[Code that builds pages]
-- -- --

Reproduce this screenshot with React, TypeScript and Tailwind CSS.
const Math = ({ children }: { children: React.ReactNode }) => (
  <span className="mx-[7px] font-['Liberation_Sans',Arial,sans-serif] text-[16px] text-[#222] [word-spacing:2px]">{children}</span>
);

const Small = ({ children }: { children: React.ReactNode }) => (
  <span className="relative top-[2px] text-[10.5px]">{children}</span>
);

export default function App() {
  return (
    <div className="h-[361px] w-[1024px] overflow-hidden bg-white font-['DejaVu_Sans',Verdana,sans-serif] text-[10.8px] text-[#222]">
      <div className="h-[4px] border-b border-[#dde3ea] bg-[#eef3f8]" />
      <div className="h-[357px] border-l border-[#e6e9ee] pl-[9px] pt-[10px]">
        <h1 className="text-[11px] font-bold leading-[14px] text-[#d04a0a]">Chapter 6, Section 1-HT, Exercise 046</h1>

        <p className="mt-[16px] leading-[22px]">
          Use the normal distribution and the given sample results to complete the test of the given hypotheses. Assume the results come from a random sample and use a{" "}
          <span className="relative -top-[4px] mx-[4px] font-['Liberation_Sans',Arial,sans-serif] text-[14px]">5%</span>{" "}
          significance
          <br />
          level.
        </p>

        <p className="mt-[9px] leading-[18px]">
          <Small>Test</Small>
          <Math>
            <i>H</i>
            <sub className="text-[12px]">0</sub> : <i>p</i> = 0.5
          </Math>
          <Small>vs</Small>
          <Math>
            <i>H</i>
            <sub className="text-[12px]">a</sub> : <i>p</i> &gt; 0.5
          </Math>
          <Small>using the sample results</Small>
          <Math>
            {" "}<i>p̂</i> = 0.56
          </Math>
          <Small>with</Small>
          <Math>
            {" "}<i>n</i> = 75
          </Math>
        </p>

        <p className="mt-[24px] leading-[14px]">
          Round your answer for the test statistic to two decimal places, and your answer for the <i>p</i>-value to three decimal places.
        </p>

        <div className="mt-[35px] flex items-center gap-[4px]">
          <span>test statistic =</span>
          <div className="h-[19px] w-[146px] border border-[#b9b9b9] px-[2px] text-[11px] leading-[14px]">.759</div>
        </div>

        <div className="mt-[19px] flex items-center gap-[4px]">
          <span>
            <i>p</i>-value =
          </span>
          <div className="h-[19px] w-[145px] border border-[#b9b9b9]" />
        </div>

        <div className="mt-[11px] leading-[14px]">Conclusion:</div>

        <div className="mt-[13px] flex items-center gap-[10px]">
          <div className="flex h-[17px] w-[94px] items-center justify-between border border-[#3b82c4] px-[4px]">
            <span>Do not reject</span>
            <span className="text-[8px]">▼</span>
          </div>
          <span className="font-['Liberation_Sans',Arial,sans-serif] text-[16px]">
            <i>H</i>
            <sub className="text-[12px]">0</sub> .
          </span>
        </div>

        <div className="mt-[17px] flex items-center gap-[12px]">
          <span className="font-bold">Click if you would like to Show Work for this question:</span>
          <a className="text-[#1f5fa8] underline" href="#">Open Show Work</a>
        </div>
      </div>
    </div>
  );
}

-- -- --

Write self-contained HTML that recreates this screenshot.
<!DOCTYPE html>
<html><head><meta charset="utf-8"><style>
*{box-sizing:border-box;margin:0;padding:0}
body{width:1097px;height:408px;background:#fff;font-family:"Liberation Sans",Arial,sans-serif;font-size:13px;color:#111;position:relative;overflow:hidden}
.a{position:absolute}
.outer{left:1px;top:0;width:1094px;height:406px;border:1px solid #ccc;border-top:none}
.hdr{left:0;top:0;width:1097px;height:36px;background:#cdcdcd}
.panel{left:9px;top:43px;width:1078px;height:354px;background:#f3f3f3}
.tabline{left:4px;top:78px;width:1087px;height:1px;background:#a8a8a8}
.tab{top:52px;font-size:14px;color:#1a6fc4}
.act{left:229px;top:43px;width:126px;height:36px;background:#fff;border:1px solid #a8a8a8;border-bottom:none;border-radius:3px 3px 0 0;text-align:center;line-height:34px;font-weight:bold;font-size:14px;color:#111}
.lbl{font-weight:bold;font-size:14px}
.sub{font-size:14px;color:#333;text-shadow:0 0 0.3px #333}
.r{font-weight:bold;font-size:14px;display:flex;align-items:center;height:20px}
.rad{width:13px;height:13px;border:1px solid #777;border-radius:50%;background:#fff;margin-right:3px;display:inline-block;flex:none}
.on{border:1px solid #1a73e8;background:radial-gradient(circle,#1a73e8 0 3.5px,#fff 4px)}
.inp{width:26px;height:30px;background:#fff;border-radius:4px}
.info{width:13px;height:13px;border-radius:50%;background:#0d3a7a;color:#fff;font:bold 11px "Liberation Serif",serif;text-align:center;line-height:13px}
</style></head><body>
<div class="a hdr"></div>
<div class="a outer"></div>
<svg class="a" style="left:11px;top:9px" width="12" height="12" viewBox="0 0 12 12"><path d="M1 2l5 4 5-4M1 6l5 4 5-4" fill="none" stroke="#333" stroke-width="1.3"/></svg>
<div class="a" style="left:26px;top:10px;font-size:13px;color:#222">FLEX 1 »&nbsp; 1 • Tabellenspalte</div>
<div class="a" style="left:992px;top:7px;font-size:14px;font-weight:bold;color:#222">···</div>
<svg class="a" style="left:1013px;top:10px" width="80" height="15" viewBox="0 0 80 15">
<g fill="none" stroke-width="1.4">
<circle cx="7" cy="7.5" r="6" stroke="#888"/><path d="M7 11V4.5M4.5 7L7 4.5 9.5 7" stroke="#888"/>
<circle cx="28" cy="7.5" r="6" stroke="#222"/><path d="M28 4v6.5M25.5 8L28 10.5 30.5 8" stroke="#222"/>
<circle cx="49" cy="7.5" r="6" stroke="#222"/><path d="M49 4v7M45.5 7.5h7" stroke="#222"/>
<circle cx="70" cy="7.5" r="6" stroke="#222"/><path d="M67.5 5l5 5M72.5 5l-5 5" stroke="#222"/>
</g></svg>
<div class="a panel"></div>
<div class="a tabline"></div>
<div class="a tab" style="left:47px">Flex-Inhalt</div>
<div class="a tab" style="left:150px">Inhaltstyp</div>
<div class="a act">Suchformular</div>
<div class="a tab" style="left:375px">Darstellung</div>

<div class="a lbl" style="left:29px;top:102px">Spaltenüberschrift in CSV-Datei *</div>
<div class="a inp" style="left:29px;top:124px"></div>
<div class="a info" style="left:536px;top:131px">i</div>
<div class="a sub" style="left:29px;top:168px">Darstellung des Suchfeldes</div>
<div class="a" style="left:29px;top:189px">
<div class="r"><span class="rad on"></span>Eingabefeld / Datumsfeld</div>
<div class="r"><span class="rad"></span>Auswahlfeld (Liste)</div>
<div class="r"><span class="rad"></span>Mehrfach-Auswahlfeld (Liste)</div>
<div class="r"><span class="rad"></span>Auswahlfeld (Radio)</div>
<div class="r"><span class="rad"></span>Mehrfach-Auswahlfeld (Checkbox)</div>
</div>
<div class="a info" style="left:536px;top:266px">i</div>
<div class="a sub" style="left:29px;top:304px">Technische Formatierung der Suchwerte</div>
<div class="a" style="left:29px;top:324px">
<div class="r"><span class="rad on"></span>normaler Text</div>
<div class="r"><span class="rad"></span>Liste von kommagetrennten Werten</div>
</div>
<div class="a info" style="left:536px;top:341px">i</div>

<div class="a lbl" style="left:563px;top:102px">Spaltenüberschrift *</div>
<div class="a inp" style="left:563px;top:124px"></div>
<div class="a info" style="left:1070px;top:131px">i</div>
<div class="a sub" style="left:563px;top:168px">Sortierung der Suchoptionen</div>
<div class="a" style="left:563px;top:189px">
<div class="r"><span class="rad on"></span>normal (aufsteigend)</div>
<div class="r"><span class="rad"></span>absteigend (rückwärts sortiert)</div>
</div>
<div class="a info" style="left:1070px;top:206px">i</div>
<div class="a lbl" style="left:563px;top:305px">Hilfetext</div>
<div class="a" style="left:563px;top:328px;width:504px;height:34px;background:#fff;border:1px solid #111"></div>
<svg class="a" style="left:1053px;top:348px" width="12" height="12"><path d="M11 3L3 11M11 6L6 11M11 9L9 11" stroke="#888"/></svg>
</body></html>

-- -- --

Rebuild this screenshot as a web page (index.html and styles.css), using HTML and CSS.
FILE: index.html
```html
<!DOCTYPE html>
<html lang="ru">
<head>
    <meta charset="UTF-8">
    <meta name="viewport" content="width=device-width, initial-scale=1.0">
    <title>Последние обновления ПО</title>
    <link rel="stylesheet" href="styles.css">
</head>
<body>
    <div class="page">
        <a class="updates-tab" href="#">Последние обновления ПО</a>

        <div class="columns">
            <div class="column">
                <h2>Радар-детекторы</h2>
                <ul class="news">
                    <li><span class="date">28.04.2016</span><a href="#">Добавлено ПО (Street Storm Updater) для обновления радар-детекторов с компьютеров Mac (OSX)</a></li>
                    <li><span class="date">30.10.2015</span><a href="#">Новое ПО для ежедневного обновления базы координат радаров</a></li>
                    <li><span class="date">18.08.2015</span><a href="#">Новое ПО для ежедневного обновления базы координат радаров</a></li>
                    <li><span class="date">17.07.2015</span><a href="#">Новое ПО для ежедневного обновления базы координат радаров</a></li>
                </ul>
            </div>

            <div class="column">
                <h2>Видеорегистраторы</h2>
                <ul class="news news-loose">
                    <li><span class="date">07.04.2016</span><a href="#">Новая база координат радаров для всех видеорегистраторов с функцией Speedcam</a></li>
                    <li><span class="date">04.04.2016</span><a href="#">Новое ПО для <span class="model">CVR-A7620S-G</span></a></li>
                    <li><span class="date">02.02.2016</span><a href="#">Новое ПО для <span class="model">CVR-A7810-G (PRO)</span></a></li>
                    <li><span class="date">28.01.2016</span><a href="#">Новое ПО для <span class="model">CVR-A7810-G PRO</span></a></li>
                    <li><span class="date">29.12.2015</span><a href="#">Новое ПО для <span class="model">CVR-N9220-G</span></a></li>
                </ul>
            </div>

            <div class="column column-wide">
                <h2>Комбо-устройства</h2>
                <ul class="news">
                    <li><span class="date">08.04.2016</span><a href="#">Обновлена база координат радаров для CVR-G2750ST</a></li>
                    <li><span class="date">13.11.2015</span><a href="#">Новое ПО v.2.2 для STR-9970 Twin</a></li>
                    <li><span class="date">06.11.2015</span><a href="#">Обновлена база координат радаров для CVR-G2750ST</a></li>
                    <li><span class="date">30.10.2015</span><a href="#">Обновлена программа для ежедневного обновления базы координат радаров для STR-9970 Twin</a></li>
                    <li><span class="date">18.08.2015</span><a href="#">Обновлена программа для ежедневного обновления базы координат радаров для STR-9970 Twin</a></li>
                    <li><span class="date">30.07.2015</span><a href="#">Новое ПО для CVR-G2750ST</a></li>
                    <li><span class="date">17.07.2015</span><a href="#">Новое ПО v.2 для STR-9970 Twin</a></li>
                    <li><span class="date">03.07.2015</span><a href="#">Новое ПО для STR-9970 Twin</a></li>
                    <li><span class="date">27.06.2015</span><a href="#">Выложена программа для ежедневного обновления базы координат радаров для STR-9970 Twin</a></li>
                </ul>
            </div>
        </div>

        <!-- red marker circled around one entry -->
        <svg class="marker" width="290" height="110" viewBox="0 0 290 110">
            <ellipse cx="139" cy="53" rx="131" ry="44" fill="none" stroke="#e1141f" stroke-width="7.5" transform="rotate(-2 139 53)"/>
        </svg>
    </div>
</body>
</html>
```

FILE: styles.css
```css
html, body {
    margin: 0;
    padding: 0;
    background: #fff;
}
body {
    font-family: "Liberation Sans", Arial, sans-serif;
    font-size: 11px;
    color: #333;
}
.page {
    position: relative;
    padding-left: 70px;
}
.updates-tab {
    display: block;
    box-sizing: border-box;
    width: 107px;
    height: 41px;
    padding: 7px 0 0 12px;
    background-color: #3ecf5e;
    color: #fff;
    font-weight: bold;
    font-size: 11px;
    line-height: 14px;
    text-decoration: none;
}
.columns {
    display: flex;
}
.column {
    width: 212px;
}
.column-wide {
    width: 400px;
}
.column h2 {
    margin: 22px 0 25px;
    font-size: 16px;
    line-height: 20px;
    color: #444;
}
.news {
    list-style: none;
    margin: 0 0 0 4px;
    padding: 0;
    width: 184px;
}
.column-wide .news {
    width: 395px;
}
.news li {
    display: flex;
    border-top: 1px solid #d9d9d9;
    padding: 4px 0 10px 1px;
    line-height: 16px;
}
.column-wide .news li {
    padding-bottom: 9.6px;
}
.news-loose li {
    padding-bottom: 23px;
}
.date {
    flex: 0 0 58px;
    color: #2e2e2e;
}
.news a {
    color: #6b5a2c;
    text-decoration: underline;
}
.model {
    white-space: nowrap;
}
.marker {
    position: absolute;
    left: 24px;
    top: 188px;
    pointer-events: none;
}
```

-- -- --

Begin at the line that has "Reproduce this screenshot"; stop after the line that has "1-HT, Exercise 046</h1>". Copy every line in that span exactly.

== Task result ==
Reproduce this screenshot with React, TypeScript and Tailwind CSS.
const Math = ({ children }: { children: React.ReactNode }) => (
  <span className="mx-[7px] font-['Liberation_Sans',Arial,sans-serif] text-[16px] text-[#222] [word-spacing:2px]">{children}</span>
);

const Small = ({ children }: { children: React.ReactNode }) => (
  <span className="relative top-[2px] text-[10.5px]">{children}</span>
);

export default function App() {
  return (
    <div className="h-[361px] w-[1024px] overflow-hidden bg-white font-['DejaVu_Sans',Verdana,sans-serif] text-[10.8px] text-[#222]">
      <div className="h-[4px] border-b border-[#dde3ea] bg-[#eef3f8]" />
      <div className="h-[357px] border-l border-[#e6e9ee] pl-[9px] pt-[10px]">
        <h1 className="text-[11px] font-bold leading-[14px] text-[#d04a0a]">Chapter 6, Section 1-HT, Exercise 046</h1>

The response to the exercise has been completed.